EEW works to make best sense of the data the EPA puts online, developing various regular analytical reports that translate what ECHO reports on the legal environmental compliance of various facilities into an accessible form. They also develop code notebooks that help other groups, such as investigative journalists, understand and work with these data.
I've been interested in how we might regularize and institutionalize this same concept for all kinds of government data where we often have, especially now under various open government and open data policies, massive amounts of potentially useful government data flowing online. Just because those data are "open" doesn't mean they are accessible and usable. We often have all kinds of obscure codes and disconnected bits of data that make perfect (maybe) sense in the context of producing and working with those data within their source agencies but make no sense to anyone else without a whole of of deciphering.
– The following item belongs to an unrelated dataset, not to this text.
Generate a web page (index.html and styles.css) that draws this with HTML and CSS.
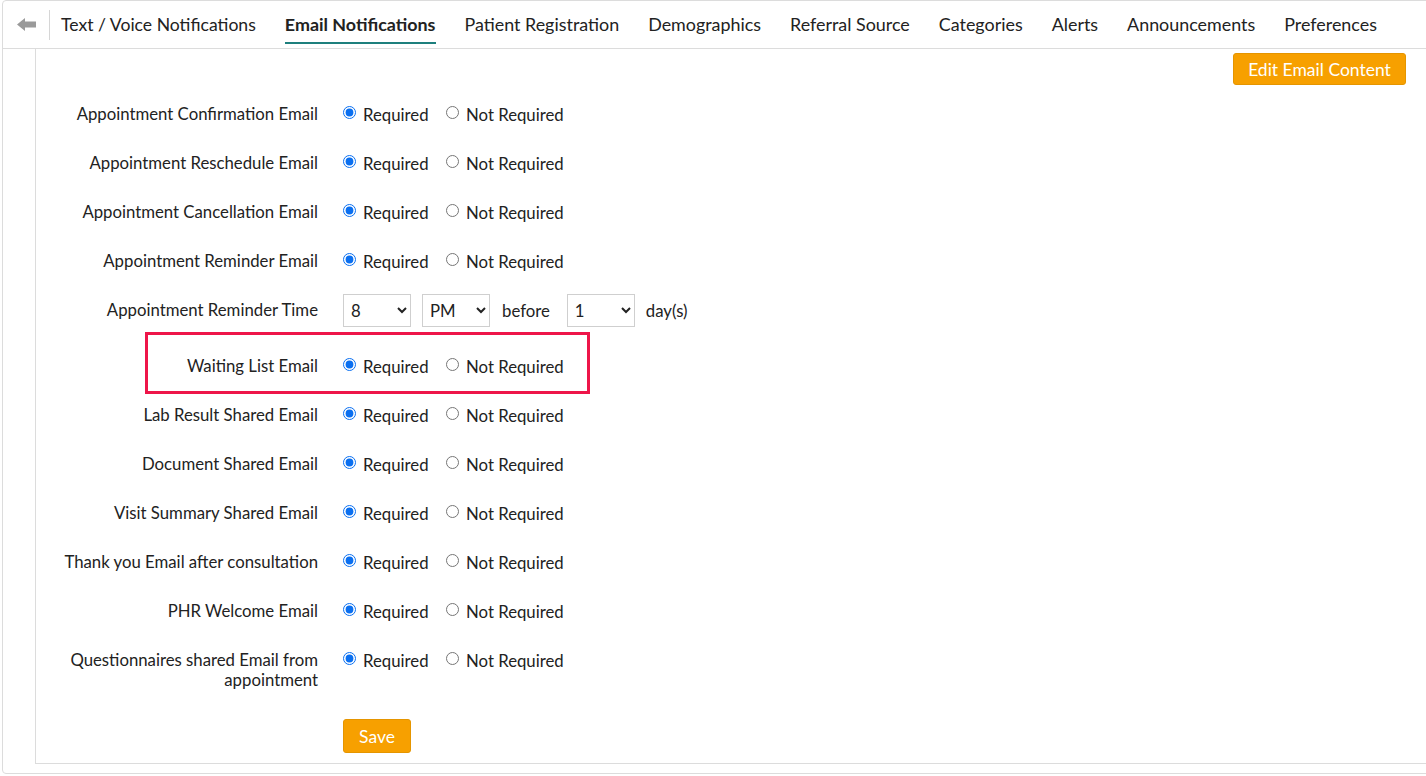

I'm exploring what that deciphering might look like if we take more of a knowledge organization approach to the whole problem rather than a data integration approach. What if we try to fit as much of that massive amount of public data into the global knowledge commons as being pursued by the Wikimedia Foundation and its raft of contributors, especially through Wikidata. I'm particularly excited about the latest developments here with Wikibase instances in the cloud that are essentially being designed to be adjacent knowledge graphs focused in a particular domain and context.
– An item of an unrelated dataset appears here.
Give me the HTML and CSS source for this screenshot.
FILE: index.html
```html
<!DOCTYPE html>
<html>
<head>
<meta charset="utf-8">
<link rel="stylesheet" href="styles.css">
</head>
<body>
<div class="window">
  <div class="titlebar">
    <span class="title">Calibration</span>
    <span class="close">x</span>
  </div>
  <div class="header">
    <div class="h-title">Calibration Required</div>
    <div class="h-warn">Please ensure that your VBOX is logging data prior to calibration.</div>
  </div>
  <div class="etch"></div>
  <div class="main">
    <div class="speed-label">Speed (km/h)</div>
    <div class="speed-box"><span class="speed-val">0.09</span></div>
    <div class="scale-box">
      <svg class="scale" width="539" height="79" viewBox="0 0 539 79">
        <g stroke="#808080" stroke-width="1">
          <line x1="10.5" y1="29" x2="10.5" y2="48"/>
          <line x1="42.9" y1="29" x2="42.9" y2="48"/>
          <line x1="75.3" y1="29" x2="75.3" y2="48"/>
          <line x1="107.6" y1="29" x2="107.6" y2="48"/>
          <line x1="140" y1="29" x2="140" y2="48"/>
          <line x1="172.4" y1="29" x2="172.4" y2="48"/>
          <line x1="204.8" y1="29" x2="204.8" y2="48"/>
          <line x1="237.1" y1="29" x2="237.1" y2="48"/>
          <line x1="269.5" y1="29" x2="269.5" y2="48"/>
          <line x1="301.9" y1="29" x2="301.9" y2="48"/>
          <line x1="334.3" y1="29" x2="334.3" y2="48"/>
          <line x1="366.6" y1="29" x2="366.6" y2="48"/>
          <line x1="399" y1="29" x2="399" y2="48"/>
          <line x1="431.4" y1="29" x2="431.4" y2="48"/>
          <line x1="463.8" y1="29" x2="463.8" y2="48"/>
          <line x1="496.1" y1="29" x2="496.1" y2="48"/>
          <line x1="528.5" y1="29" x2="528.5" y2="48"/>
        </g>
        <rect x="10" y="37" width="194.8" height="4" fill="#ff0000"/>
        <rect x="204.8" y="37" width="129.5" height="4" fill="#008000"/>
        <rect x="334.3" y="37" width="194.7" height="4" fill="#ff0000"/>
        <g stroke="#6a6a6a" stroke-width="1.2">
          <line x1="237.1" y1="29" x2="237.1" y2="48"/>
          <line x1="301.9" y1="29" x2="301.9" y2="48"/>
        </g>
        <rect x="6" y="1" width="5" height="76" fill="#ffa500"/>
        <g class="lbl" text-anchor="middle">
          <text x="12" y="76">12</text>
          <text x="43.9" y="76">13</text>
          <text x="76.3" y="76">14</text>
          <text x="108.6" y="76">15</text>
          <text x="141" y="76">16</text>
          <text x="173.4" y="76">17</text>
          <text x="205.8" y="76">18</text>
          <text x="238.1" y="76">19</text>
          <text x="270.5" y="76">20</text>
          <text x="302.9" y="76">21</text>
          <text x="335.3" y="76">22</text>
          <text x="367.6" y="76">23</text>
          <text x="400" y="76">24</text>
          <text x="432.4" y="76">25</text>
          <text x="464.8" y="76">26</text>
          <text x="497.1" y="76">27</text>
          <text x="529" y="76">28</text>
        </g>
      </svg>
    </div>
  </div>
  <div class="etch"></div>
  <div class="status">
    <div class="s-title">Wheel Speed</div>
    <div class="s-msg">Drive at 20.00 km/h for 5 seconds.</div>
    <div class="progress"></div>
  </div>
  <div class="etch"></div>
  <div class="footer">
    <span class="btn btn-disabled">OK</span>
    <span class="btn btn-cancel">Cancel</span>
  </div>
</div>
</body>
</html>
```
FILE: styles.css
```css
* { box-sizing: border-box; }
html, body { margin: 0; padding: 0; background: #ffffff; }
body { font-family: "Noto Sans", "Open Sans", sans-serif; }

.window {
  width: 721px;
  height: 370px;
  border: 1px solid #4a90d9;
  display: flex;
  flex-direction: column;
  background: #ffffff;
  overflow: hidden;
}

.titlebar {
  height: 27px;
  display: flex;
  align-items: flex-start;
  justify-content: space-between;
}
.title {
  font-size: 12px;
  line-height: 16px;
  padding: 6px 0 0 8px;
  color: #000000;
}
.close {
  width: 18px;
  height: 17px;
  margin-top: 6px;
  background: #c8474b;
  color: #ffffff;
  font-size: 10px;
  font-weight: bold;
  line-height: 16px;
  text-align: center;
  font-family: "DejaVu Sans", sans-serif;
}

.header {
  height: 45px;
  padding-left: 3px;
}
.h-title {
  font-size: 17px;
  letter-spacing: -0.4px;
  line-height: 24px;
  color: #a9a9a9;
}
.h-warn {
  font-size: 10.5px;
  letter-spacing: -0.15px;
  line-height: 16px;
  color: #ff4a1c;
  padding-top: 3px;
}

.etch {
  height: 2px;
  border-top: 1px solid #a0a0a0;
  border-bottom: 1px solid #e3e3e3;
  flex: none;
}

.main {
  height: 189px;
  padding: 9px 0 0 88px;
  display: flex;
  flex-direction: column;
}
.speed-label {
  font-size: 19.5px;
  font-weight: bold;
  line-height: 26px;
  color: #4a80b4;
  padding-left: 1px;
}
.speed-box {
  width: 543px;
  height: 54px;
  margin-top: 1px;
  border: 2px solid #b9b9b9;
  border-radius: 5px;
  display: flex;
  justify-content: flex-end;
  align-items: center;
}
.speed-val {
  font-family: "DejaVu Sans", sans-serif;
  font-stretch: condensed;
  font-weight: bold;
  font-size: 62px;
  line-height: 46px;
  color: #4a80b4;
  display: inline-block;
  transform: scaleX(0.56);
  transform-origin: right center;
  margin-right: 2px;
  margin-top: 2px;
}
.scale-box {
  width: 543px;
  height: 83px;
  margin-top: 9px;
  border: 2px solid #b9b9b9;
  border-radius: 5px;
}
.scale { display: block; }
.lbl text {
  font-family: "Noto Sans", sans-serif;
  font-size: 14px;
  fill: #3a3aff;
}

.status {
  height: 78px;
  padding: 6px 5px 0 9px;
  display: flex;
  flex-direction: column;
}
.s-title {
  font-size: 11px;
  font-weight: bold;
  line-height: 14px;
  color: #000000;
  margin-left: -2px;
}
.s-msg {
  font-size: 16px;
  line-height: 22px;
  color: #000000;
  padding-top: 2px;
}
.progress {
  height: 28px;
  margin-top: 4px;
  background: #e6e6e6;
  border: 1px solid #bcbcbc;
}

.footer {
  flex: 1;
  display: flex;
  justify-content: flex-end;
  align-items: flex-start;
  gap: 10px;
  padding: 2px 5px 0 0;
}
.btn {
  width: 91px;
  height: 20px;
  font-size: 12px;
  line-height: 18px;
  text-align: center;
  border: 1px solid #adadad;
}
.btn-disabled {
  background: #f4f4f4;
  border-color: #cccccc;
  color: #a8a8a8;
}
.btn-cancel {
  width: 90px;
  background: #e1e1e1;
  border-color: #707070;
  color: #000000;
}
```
Having experimented for the last couple of years with Wikidata itself, I can say with certainty that it's really quite hard to work legitimately within that whole system. It's a nontrivial process to be careful about semantic and structural alignment of concepts and not just throw things into a giant database. You have to figure out what other people mean in the properties available for use and the items used to classify other items. If that's not clear in the definition of those items, you have to dig into the history behind them to understand if they align with your own intent. If not, the responsible thing to do is to jump into the conversation and try to influence things in a direction that is a result of community consensus. That takes a lot of time and energy!
As an alternative, or more of a stepping stone, we can start with a clean instance of the same knowledge organization technology and work things out within a specific context. The responsible way to go about that still involves examining both the very messy global knowledge commons (Wikidata and related things) as well as other ontologies and sources of explicit semantics. As we build out own thing, we should establish linkages to other things, complete with notes on what those relationships mean and how they might be exploited in future. I tend to think we'll end up with a global knowledge commons that is more about pop-up knowledge graph indexes, perhaps using developing tech like Weaviate and others, that reach out and exploit these relationships to develop efficient point-in-time renderings that are optimized for use.
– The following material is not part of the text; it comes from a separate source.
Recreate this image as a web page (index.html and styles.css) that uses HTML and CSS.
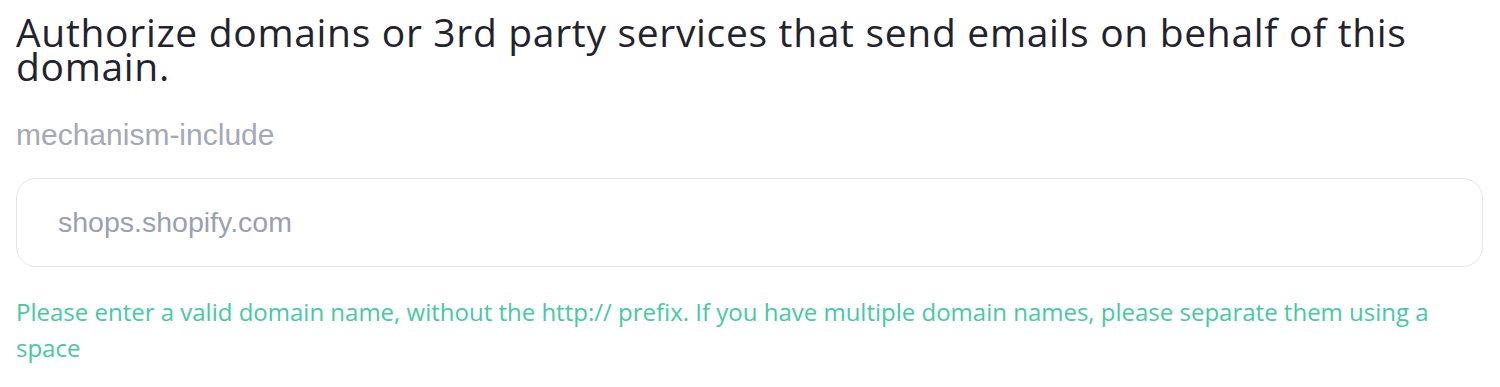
FILE: index.html
```html
<!DOCTYPE html>
<html lang="en">
<head>
<meta charset="utf-8">
<title>mechanism-include</title>
<link rel="stylesheet" href="styles.css">
</head>
<body>
<div class="field">
  <h2 class="title">Authorize domains or 3rd party services that send emails on behalf of this domain.</h2>
  <label class="label" for="inc">mechanism-include</label>
  <input class="input" id="inc" type="text" placeholder="shops.shopify.com">
  <p class="help">Please enter a valid domain name, without the http:// prefix. If you have multiple domain names, please separate them using a space</p>
</div>
</body>
</html>
```

FILE: styles.css
```css
html, body {
  margin: 0;
  padding: 0;
  background: #ffffff;
}
.field {
  display: flex;
  flex-direction: column;
  padding: 15px 17px 0 16px;
  width: 1467px;
  box-sizing: content-box;
}
.title {
  margin: 0;
  font-family: "Open Sans", sans-serif;
  font-weight: 400;
  font-size: 39px;
  letter-spacing: 0.68px;
  line-height: 34px;
  color: #23232e;
}
.label {
  margin-top: 35px;
  font-family: "Liberation Sans", Arial, sans-serif;
  font-size: 30px;
  line-height: 34px;
  color: #a4a8b8;
}
.input {
  margin-top: 26px;
  height: 89px;
  box-sizing: border-box;
  border: 1.5px solid #e6e6ee;
  border-radius: 20px;
  padding: 0 0 0 41px;
  font-family: "Liberation Sans", Arial, sans-serif;
  font-size: 28.5px;
  color: #9aa0b3;
  background: #fff;
  outline: none;
}
.input::placeholder {
  color: #9aa0b3;
  opacity: 1;
}
.help {
  margin: 27px 0 0;
  font-family: "Open Sans", sans-serif;
  font-size: 24px;
  line-height: 36px;
  color: #44caa3;
}
```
Part of the reason I'm interested in this dynamic for the EEW project is that they are like a lot of groups that really don't have the capacity to engineer and operate a bunch of big data tech. What if, instead, there was some tech that a small non-profit like this could push things to, focusing more on the code to do the work (which they have to anyway) and less on the foundational infrastructure for where the data goes? If that data infrastructure is also fully in the public domain and part of a well-established global organization dedicated to building the global knowledge commons, then we have a pretty good chance of developing something truly lasting.
Disclaimer: I'm a sometimes volunteer with the EDGI-EEW, but I spun this wikibase instance up on my own initiative and time. If it proves interesting to carry forward in some more official capacity with the organization/project, we'll recast it at that time.